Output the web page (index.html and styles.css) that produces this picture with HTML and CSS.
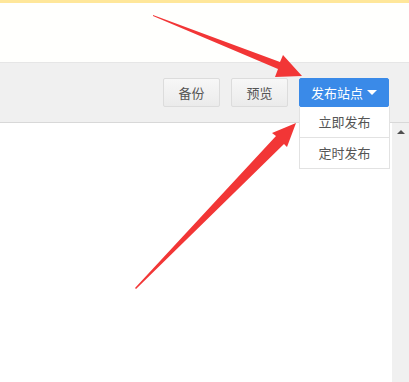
FILE: index.html
```html
<!DOCTYPE html>
<html lang="zh">
<head>
    <meta charset="UTF-8">
    <meta name="viewport" content="width=device-width, initial-scale=1.0">
    <title>发布站点</title>
    <link rel="stylesheet" href="styles.css">
</head>
<body>
    <div class="notice"></div>
    <div class="top"></div>
    <div class="toolbar">
        <button class="btn">备份</button>
        <button class="btn">预览</button>
        <div class="publish">
            <button class="btn btnBlue">发布站点 <span class="caret"></span></button>
            <div class="menu">
                <div class="menuItem">立即发布</div>
                <div class="menuItem">定时发布</div>
            </div>
        </div>
    </div>
    <div class="content">
        <div class="main"></div>
        <div class="scroll">
            <span class="up"></span>
        </div>
    </div>

    <svg class="arrows" width="409" height="382" viewBox="0 0 409 382">
        <polygon points="153,15 280,62 283,55 302,76 275,77 278,69 153,16" />
        <polygon points="135,288 276,136 272,133 296,123 287,147 284,144 136,289" />
    </svg>
</body>
</html>
```

FILE: styles.css
```css
body{
    margin: 0;
    font-family: "Noto Sans CJK SC", "Liberation Sans", sans-serif;
    background: #fff;
    height: 382px;
    overflow: hidden;
    display: flex;
    flex-direction: column;
}
.notice{
    height: 3px;
    background-color: #ffe79a;
}
.top{
    height: 59px;
    background-color: #fffffd;
}
.toolbar{
    height: 59px;
    background-color: #f0f0f0;
    border-top: 1px solid #e6e6e6;
    border-bottom: 1px solid #d8d8d8;
    display: flex;
    justify-content: flex-end;
    align-items: center;
    gap: 11px;
    padding-right: 20px;
}
.btn{
    height: 29px;
    width: 57px;
    font-family: inherit;
    font-size: 13px;
    color: #555;
    background: linear-gradient(#f7f7f7, #ebebeb);
    border: 1px solid #dcdcdc;
    border-radius: 2px;
    padding: 0;
}
.publish{
    position: relative;
}
.btnBlue{
    width: 90px;
    color: #fff;
    background: #3a8ae8;
    border-color: #3a8ae8;
    display: flex;
    align-items: center;
    justify-content: center;
    gap: 4px;
}
.caret{
    width: 0;
    height: 0;
    border-left: 5px solid transparent;
    border-right: 5px solid transparent;
    border-top: 5px solid #fff;
}
.menu{
    position: absolute;
    top: 29px;
    left: 0;
    width: 89px;
    background: #fff;
    border: 1px solid #e2e2e2;
    border-top: none;
    z-index: 2;
}
.menuItem{
    height: 30px;
    line-height: 30px;
    text-align: center;
    font-size: 13px;
    color: #555;
}
.menuItem + .menuItem{
    border-top: 1px solid #e2e2e2;
}
.content{
    flex: 1;
    display: flex;
}
.main{
    flex: 1;
}
.scroll{
    width: 17px;
    background-color: #f0f0f0;
    display: flex;
    justify-content: center;
    padding-top: 7px;
}
.up{
    width: 0;
    height: 0;
    border-left: 4px solid transparent;
    border-right: 4px solid transparent;
    border-bottom: 4px solid #505050;
}
.arrows{
    position: absolute;
    left: 0;
    top: 0;
    pointer-events: none;
    z-index: 3;
}
.arrows polygon{
    fill: #f23636;
}
```
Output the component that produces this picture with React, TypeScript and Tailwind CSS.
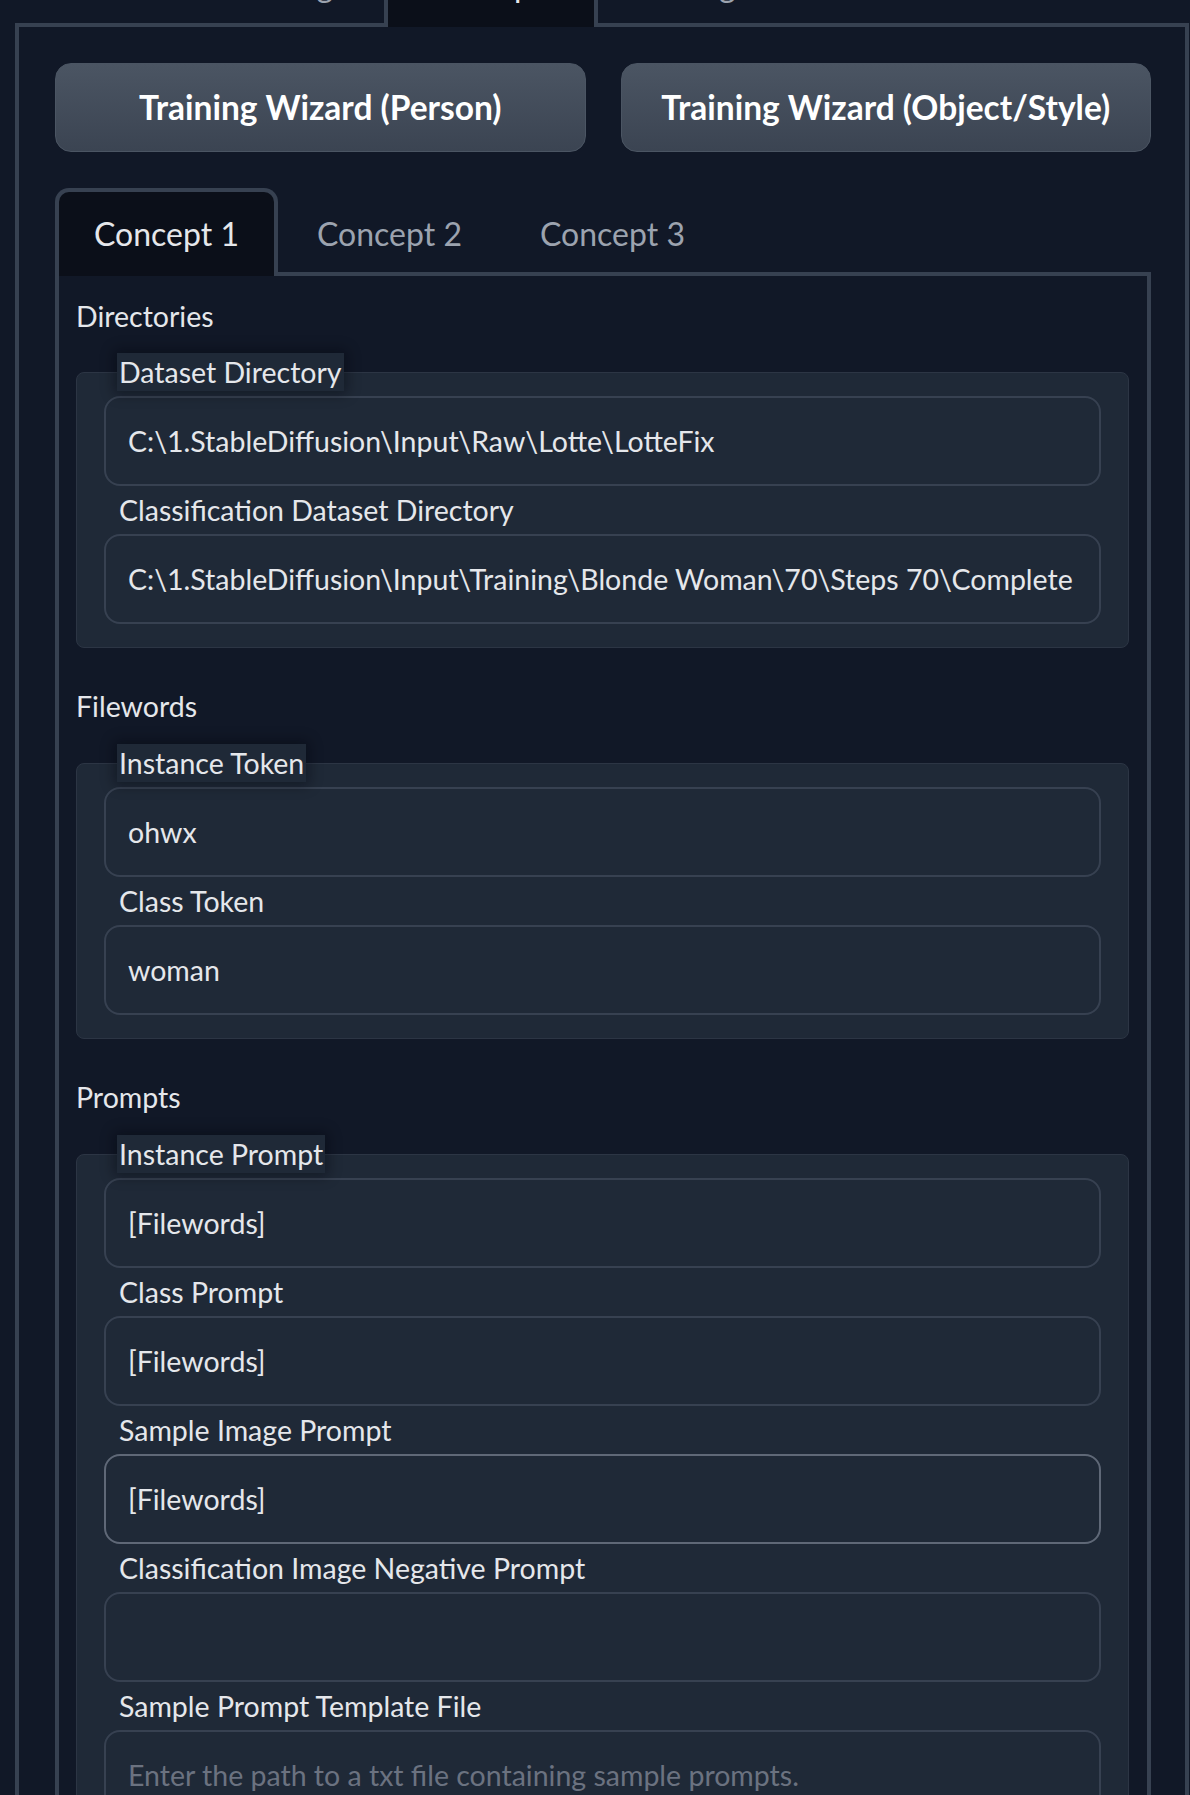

(CHALLENGE): Spot every line that holds "produces" and copy it.

(SOLUTION BELOW):
Output the web page (index.html and styles.css) that produces this picture with HTML and CSS.
Output the component that produces this picture with React, TypeScript and Tailwind CSS.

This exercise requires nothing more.